(New York) - South Africa should use its Security Council presidency in April 2008 to make significant progress on human rights crises in Somalia, Darfur and Burma, Human Rights Watch said in a letter to South Africa’s minister of foreign affairs, Nkosazana Dlamini-Zuma, and members of the United Nations Security Council.
“The Security Council should be signaling hope to civilians in crisis, but so far it has failed the people of Darfur, Burma and Somalia,” said Kenneth Roth, executive director of Human Rights Watch. “South Africa should lead the Security Council in a major new international effort to end horrible abuses in these places and save lives.”
In Somalia, 700,000 people are estimated to have been displaced from the capital Mogadishu since early 2007. Ongoing attacks by all warring parties are harming civilians and forcing people to flee every day. Humanitarian agencies face huge challenges in their efforts to provide assistance to displaced persons. The UN secretary-general’s report on Somalia last week noted “the lack of accountability, for past and current crimes, reinforces a sense of impunity and further fuels conflict [in Somalia].”

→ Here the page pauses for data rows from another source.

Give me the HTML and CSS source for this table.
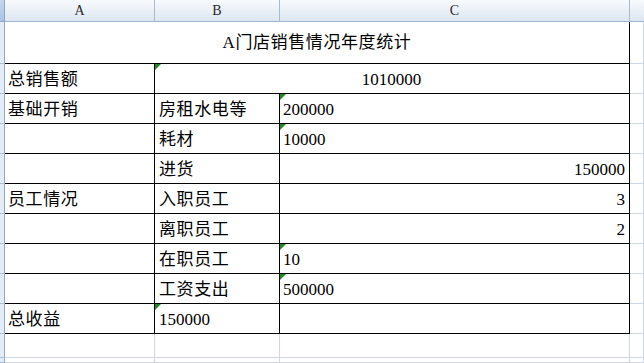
FILE: index.html
```html
<!DOCTYPE html>
<html lang="zh">
<head>
<meta charset="utf-8">
<title>A门店销售情况年度统计</title>
<link rel="stylesheet" href="styles.css">
</head>
<body>
<div class="sheet">
  <!-- column header row -->
  <div class="corner"></div>
  <div class="colhdr">A</div>
  <div class="colhdr">B</div>
  <div class="colhdr">C</div>
  <div class="colhdr last"></div>

  <!-- row 1 -->
  <div class="rowhdr"></div>
  <div class="cell t title zh">A门店销售情况年度统计</div>
  <div class="cell g"></div>

  <!-- row 2 -->
  <div class="rowhdr"></div>
  <div class="cell t zh">总销售额</div>
  <div class="cell t merge center flag">1010000</div>
  <div class="cell g"></div>

  <!-- row 3 -->
  <div class="rowhdr"></div>
  <div class="cell t zh">基础开销</div>
  <div class="cell t zh b">房租水电等</div>
  <div class="cell t flag">200000</div>
  <div class="cell g"></div>

  <!-- row 4 -->
  <div class="rowhdr"></div>
  <div class="cell t"></div>
  <div class="cell t zh b">耗材</div>
  <div class="cell t flag">10000</div>
  <div class="cell g"></div>

  <!-- row 5 -->
  <div class="rowhdr"></div>
  <div class="cell t"></div>
  <div class="cell t zh b">进货</div>
  <div class="cell t right">150000</div>
  <div class="cell g"></div>

  <!-- row 6 -->
  <div class="rowhdr"></div>
  <div class="cell t zh">员工情况</div>
  <div class="cell t zh b">入职员工</div>
  <div class="cell t right">3</div>
  <div class="cell g"></div>

  <!-- row 7 -->
  <div class="rowhdr"></div>
  <div class="cell t"></div>
  <div class="cell t zh b">离职员工</div>
  <div class="cell t right">2</div>
  <div class="cell g"></div>

  <!-- row 8 -->
  <div class="rowhdr"></div>
  <div class="cell t"></div>
  <div class="cell t zh b">在职员工</div>
  <div class="cell t flag">10</div>
  <div class="cell g"></div>

  <!-- row 9 -->
  <div class="rowhdr"></div>
  <div class="cell t"></div>
  <div class="cell t zh b">工资支出</div>
  <div class="cell t flag">500000</div>
  <div class="cell g"></div>

  <!-- row 10 -->
  <div class="rowhdr"></div>
  <div class="cell t zh">总收益</div>
  <div class="cell t flag b">150000</div>
  <div class="cell t"></div>
  <div class="cell g"></div>

  <!-- row 11 -->
  <div class="rowhdr"></div>
  <div class="cell g"></div>
  <div class="cell g"></div>
  <div class="cell g"></div>
  <div class="cell g"></div>

  <!-- row 12 -->
  <div class="rowhdr"></div>
  <div class="cell g"></div>
  <div class="cell g"></div>
  <div class="cell g"></div>
  <div class="cell g"></div>
</div>
</body>
</html>
```

FILE: styles.css
```css
html, body {
  margin: 0;
  padding: 0;
  background: #ffffff;
  overflow: hidden;
}

.sheet {
  width: 644px;
  height: 363px;
  display: grid;
  grid-template-columns: 5px 150px 125px 350px 1fr;
  grid-template-rows: 22px 42px repeat(9, 30px) 24px 1fr;
  font-family: "Liberation Serif", "Noto Sans CJK SC", serif;
  font-size: 17px;
  color: #000;
}

.sheet > div {
  box-sizing: border-box;
  min-width: 0;
  overflow: visible;
}

.corner {
  background: linear-gradient(#c4d6ee, #a9c3e6);
  border-right: 1px solid #8aa6c8;
  border-bottom: 1px solid #8aa6c8;
}

.colhdr {
  background: linear-gradient(#f8fafd, #dde6f1);
  border-right: 1px solid #a9bacd;
  border-bottom: 1px solid #9eb6ce;
  font-family: "Liberation Serif", serif;
  font-size: 14px;
  color: #2a2a2a;
  display: flex;
  align-items: center;
  justify-content: center;
  line-height: 1;
  padding-top: 1px;
}

.colhdr.last {
  border-right: none;
}

.rowhdr {
  background: #e4ecf7;
  border-right: 1px solid #8fa9c9;
  border-bottom: 1px solid #a9bfdc;
}

.cell {
  position: relative;
  display: flex;
  align-items: flex-end;
  justify-content: flex-start;
  padding: 0 4px 3px 3px;
  line-height: 20px;
  white-space: nowrap;
}

.cell.t {
  border-right: 1px solid #000;
  border-bottom: 1px solid #000;
}

.cell.g {
  border-right: 1px solid #d0d7e5;
  border-bottom: 1px solid #d0d7e5;
}

.cell.zh {
  letter-spacing: 0.6px;
}

.cell.b {
  padding-left: 4px;
}

.cell.title {
  grid-column: 2 / 5;
  justify-content: center;
  align-items: center;
  padding: 1px 0 0 0;
}

.cell.merge {
  grid-column: 3 / 5;
}

.cell.center {
  justify-content: center;
}

.cell.right {
  justify-content: flex-end;
}

.cell.flag::before {
  content: "";
  position: absolute;
  left: 0;
  top: 0;
  width: 0;
  height: 0;
  border-top: 6px solid #1f8a1f;
  border-right: 6px solid transparent;
}
```
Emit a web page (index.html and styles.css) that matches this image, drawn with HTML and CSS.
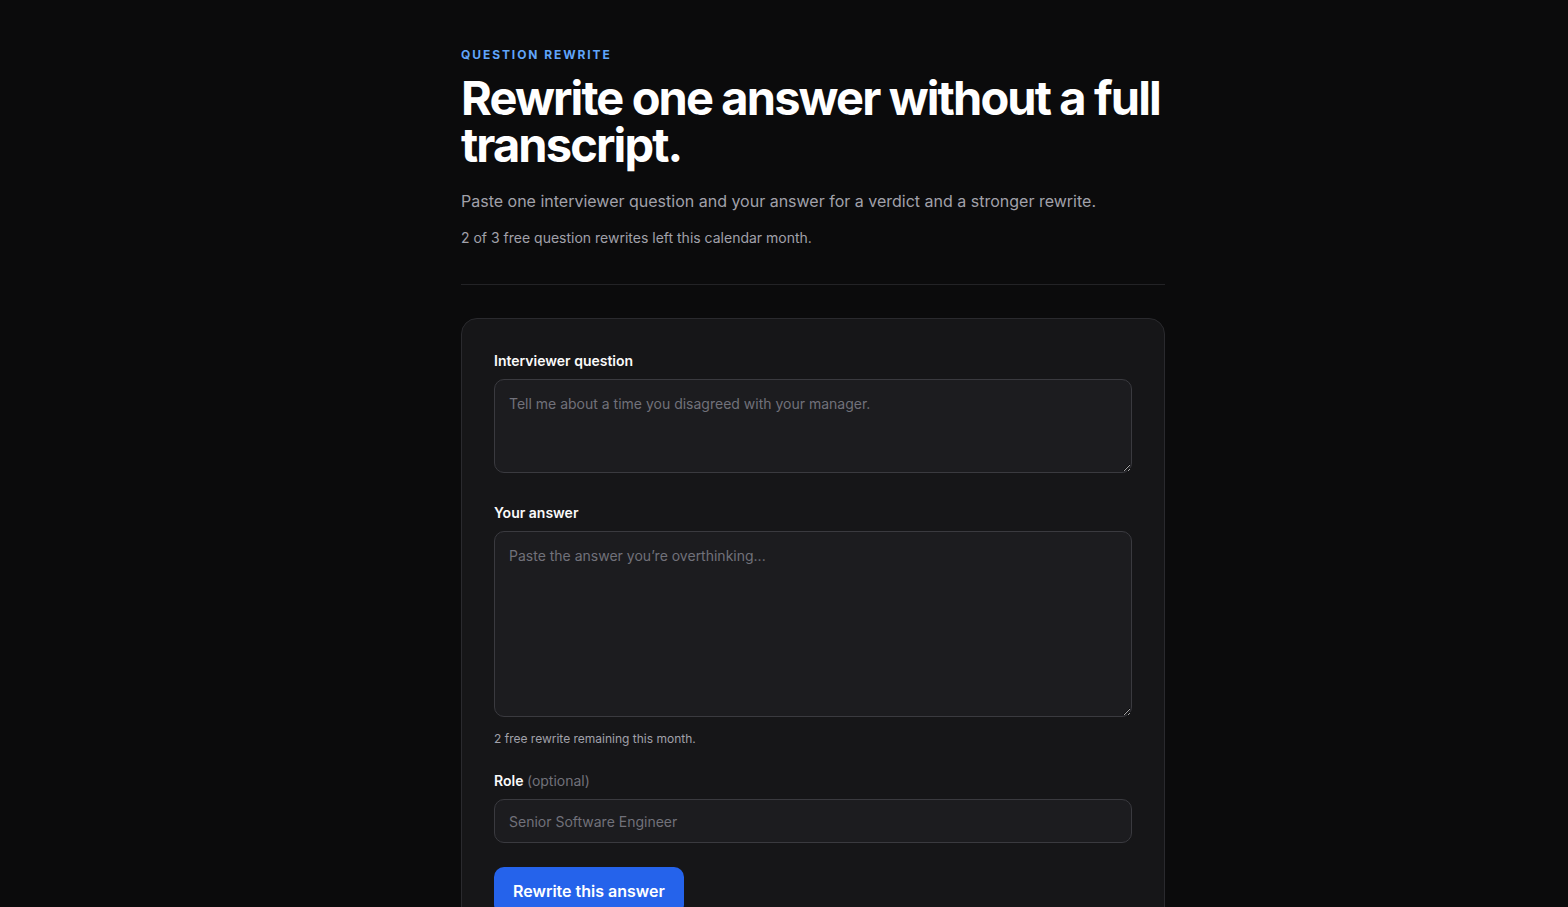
FILE: index.html
```html
<!DOCTYPE html>
<html lang="en">
<head>
<meta charset="utf-8">
<title>Question rewrite</title>
<link rel="stylesheet" href="styles.css">
</head>
<body>
<main class="page">
  <header class="intro">
    <p class="eyebrow">Question rewrite</p>
    <h1 class="title">Rewrite one answer without a full transcript.</h1>
    <p class="lead">Paste one interviewer question and your answer for a verdict and a stronger rewrite.</p>
    <p class="quota">2 of 3 free question rewrites left this calendar month.</p>
  </header>
  <hr class="divider">
  <form class="card">
    <div class="field field-first">
      <label class="label" for="q">Interviewer question</label>
      <textarea id="q" class="textarea short" placeholder="Tell me about a time you disagreed with your manager."></textarea>
    </div>
    <div class="field">
      <label class="label" for="a">Your answer</label>
      <textarea id="a" class="textarea tall" placeholder="Paste the answer you’re overthinking..."></textarea>
      <p class="hint">2 free rewrite remaining this month.</p>
    </div>
    <div class="field">
      <label class="label" for="r">Role <span class="optional">(optional)</span></label>
      <input id="r" class="input" type="text" placeholder="Senior Software Engineer">
    </div>
    <button type="button" class="button">Rewrite this answer</button>
  </form>
</main>
</body>
</html>
```
FILE: styles.css
```css
* { box-sizing: border-box; }
html, body { margin: 0; padding: 0; }
body {
  background: #0b0b0c;
  color: #fafafa;
  font-family: Inter, "Noto Sans", "Liberation Sans", sans-serif;
  padding-left: 58px;
  overflow: hidden;
}
.page {
  width: 704px;
  margin: 0 auto;
  padding-top: 47px;
}
.eyebrow {
  margin: 0;
  color: #60a5fa;
  font-size: 12px;
  font-weight: 700;
  letter-spacing: 0.16em;
  text-transform: uppercase;
  line-height: 16px;
}
.title {
  margin: 11px 0 0;
  font-size: 47px;
  font-weight: 700;
  letter-spacing: -0.04em;
  line-height: 47px;
  color: #ffffff;
}
.lead {
  margin: 21px 0 0;
  font-size: 16px;
  line-height: 24px;
  color: #a1a1aa;
}
.quota {
  margin: 15px 0 0;
  font-size: 14px;
  line-height: 20px;
  color: #a1a1aa;
}
.divider {
  margin: 36px 0 0;
  border: 0;
  border-top: 1px solid #232326;
}
.card {
  margin-top: 33px;
  background: #161618;
  border: 1px solid #2a2a2e;
  border-radius: 16px;
  padding: 32px 32px 40px;
  display: flex;
  flex-direction: column;
  gap: 24px;
}
.field { display: flex; flex-direction: column; }
.field-first { margin-bottom: 6px; }
.label {
  font-size: 14px;
  font-weight: 600;
  line-height: 20px;
  color: #fafafa;
  margin-bottom: 8px;
}
.optional { font-weight: 400; color: #71717a; }
.textarea, .input {
  width: 100%;
  background: #1c1c1f;
  border: 1px solid #3a3a3f;
  border-radius: 10px;
  color: #e4e4e7;
  font-family: inherit;
  font-size: 14px;
  line-height: 20px;
  padding: 14px 14px;
  outline: none;
}
.textarea { resize: vertical; display: block; }
.textarea.short { height: 94px; }
.textarea.tall { height: 186px; }
.input { height: 44px; padding: 10px 14px; }
::placeholder { color: #71717a; opacity: 1; }
.hint {
  margin: 14px 0 0;
  font-size: 12px;
  line-height: 16px;
  color: #a1a1aa;
}
.button {
  align-self: flex-start;
  background: #2563eb;
  color: #ffffff;
  border: 0;
  border-radius: 10px;
  font-family: inherit;
  font-size: 16px;
  font-weight: 600;
  height: 48px;
  padding: 0 19px;
}
```
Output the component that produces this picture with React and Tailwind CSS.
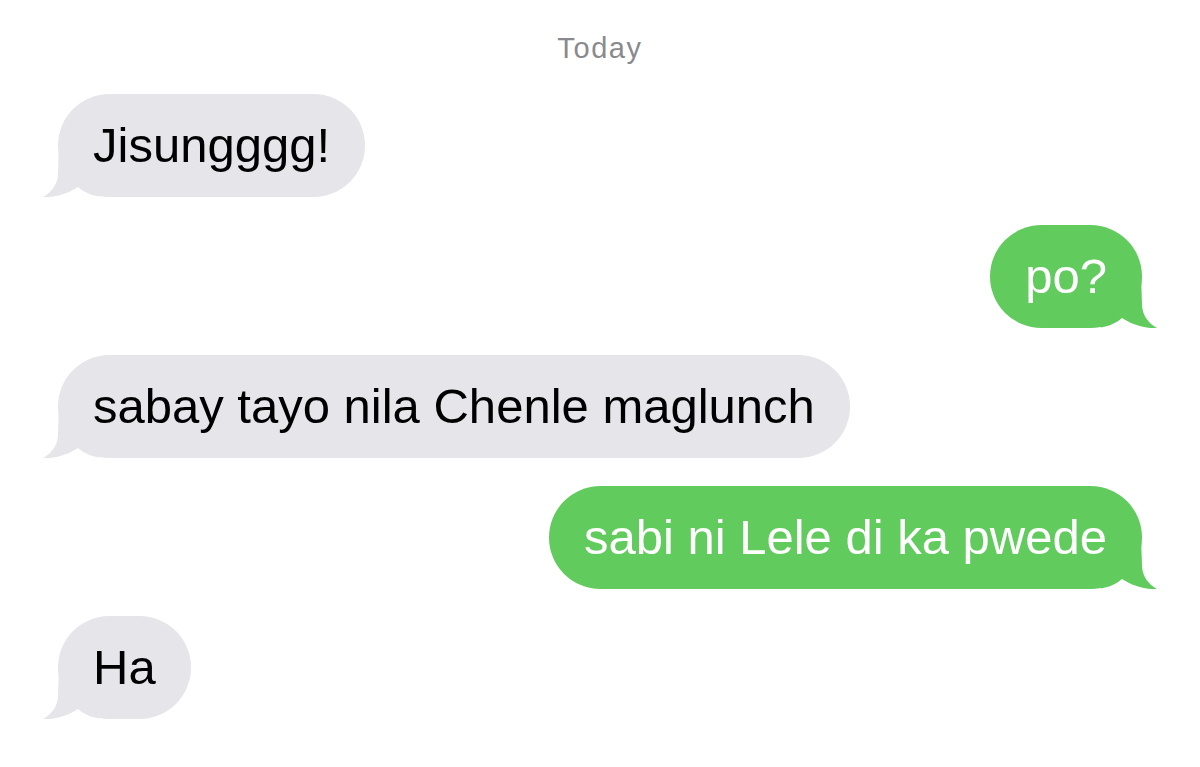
import React from 'react';

const messages = [
  { id: 1, text: 'Jisungggg!', mine: false },
  { id: 2, text: 'po?', mine: true },
  { id: 3, text: 'sabay tayo nila Chenle maglunch', mine: false },
  { id: 4, text: 'sabi ni Lele di ka pwede', mine: true },
  { id: 5, text: 'Ha', mine: false },
];

const Tail = ({ mine }) => (
  <svg
    width="60"
    height="60"
    viewBox="0 0 60 60"
    className={
      mine
        ? 'absolute -right-[15px] bottom-0 -scale-x-100 fill-[#62cb5d]'
        : 'absolute -left-[15px] bottom-0 fill-[#e5e5ea]'
    }
  >
    <path d="M16 8 L15 36 C15 47 9 55 0 60 C12 61 26 56 35 50 C41 55 47 58 56 59.5 L56 8 Z" />
  </svg>
);

const Bubble = ({ text, mine }) => (
  <div className={mine ? 'flex justify-end' : 'flex justify-start'}>
    <div
      className={
        mine
          ? 'relative h-[103px] px-[35px] flex items-center rounded-full bg-[#62cb5d] text-white'
          : 'relative h-[103px] px-[35px] flex items-center rounded-full bg-[#e5e5ea] text-black'
      }
    >
      <Tail mine={mine} />
      <span className="relative whitespace-nowrap text-[49px] leading-none">{text}</span>
    </div>
  </div>
);

export default function App() {
  return (
    <div className="min-h-screen bg-white px-[58px] font-['Liberation_Sans',Arial,sans-serif]">
      <div className="pt-[33px] text-center text-[29px] leading-[30px] tracking-[1.6px] text-[#8a8a8e]">
        Today
      </div>
      <div className="mt-[31px] flex flex-col gap-[27.5px]">
        {messages.map((m) => (
          <Bubble key={m.id} text={m.text} mine={m.mine} />
        ))}
      </div>
    </div>
  );
}
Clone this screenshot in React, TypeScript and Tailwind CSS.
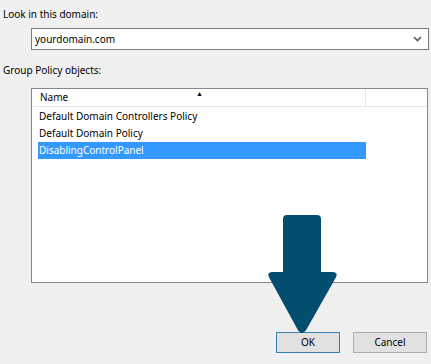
const font = { fontFamily: '"Noto Sans", "Open Sans", Arial, sans-serif' }

function ComboBox({ value }: { value: string }) {
  return (
    <div className="ml-[31px] mr-[2px] flex h-[22px] items-center justify-between border border-[#7a7a7a] bg-white pl-[3px] pr-[6px] text-[10px] text-black">
      <span>{value}</span>
      <svg width="9" height="6" viewBox="0 0 9 6">
        <path d="M1 1 L4.5 4.5 L8 1" fill="none" stroke="#5a5a5a" strokeWidth="1.6" />
      </svg>
    </div>
  )
}

function PolicyList({ items, selected }: { items: string[]; selected: string }) {
  return (
    <div className="ml-[31px] mr-[3px] h-[195px] border border-[#828790] bg-white pl-[1px] pt-0">
      <div className="flex h-[18px] border-b border-[#e5e5e5]">
        <div className="relative ml-[1px] flex w-[332px] items-center border-r border-[#e5e5e5] pl-[6px] text-[10px] text-black">
          Name
          <span className="absolute left-[162px] top-[1px] text-[7px] leading-none text-black">▲</span>
        </div>
      </div>
      <div className="pl-[5px] pt-[1px]">
        {items.map((it) => (
          <div
            key={it}
            className={
              'flex h-[17px] w-[328px] items-center pl-[1px] text-[10px] ' +
              (it === selected ? 'bg-[#3399ff] text-white' : 'text-black')
            }
          >
            {it}
          </div>
        ))}
      </div>
    </div>
  )
}

export default function App() {
  const items = ['Default Domain Controllers Policy', 'Default Domain Policy', 'DisablingControlPanel']

  return (
    <div className="relative h-[364px] w-[431px] overflow-hidden bg-[#f0f0f0]" style={font}>
      <div className="pl-[3px] pt-[6px] text-[10px] leading-[16px] text-black">Look in this domain:</div>
      <div className="mt-[6px]">
        <ComboBox value="yourdomain.com" />
      </div>
      <div className="pl-[3px] pt-[12px] text-[10px] leading-[16px] text-black">Group Policy objects:</div>
      <div className="mt-[10px]">
        <PolicyList items={items} selected="DisablingControlPanel" />
      </div>
      <div className="mt-[49px] flex justify-end gap-[13px] pr-[4px]">
        <button className="h-[21px] w-[64px] border border-[#3c7fb1] bg-[#e1e1e1] text-[10px] text-black">OK</button>
        <button className="h-[21px] w-[74px] border border-[#adadad] bg-[#e1e1e1] text-[10px] text-black">Cancel</button>
      </div>

      {/* annotation arrow */}
      <svg className="absolute left-[266px] top-[213px]" width="74" height="123" viewBox="0 0 74 123">
        <path
          d="M21 3 H51 Q54 3 54 6 V60 H67 Q71 60 69 64 L39 117 Q36 121 33 117 L4 64 Q2 60 6 60 H18 V6 Q18 3 21 3 Z"
          fill="#034e6f"
          stroke="#034e6f"
          strokeWidth="2"
          strokeLinejoin="round"
        />
      </svg>
    </div>
  )
}
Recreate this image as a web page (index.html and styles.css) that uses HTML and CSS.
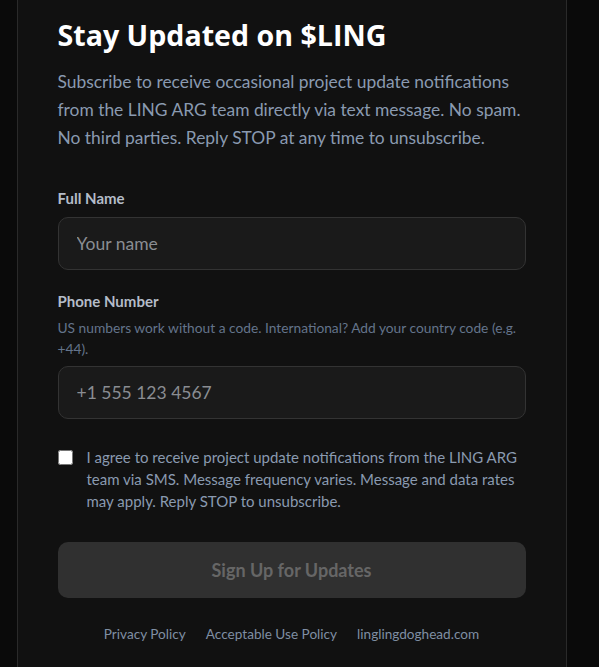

Human Rights Watch urged South Africa to push for the establishment of an international commission of inquiry to investigate war crimes in Somalia and for an increased international human rights monitoring presence in the country.
“South Africa has a strong record of speaking out on the need for Security Council action on the appalling human rights situation in Somalia,” said Roth. “South Africa’s leadership would give the long-suffering people of Somalia hope that they will no longer be ignored and that they’ll see war criminals on all sides punished.”
Violence against civilians in Darfur has surged in the past three months. The Sudanese government’s February 2008 offensive in West Darfur saw displacement and killing of civilians on a scale not seen since the darkest days of the crisis in 2004. Khartoum continues to obstruct the deployment of the hybrid African Union/United Nations peacekeeping force, UNAMID. Rebel groups and former rebel groups continue to commit abuses against civilians.
“South Africa should push Sudan to allow the swift and unhindered deployment of peacekeepers to Darfur, including troops from outside Africa,” said Roth.
Human Rights Watch also urged South Africa and other Security Council members to issue a presidential statement demanding that Khartoum immediately surrender for trial the two suspects named in arrest warrants by the International Criminal Court.
South Africa should also use the Security Council presidency to press for measures that will end the continuing oppression by the government in Burma. As underscored by the recent visit to Burma by the secretary-general’s special advisor, Ibrahim Gambari, the military government continues to resist change that would improve respect for fundamental human rights.
“Burma will make the changes essential for real progress only if it comes under serious and sustained pressure from the Security Council,” said Roth. “If South Africa uses its presidency in April to bring such pressure on Burma, we could see real progress there,” Roth said.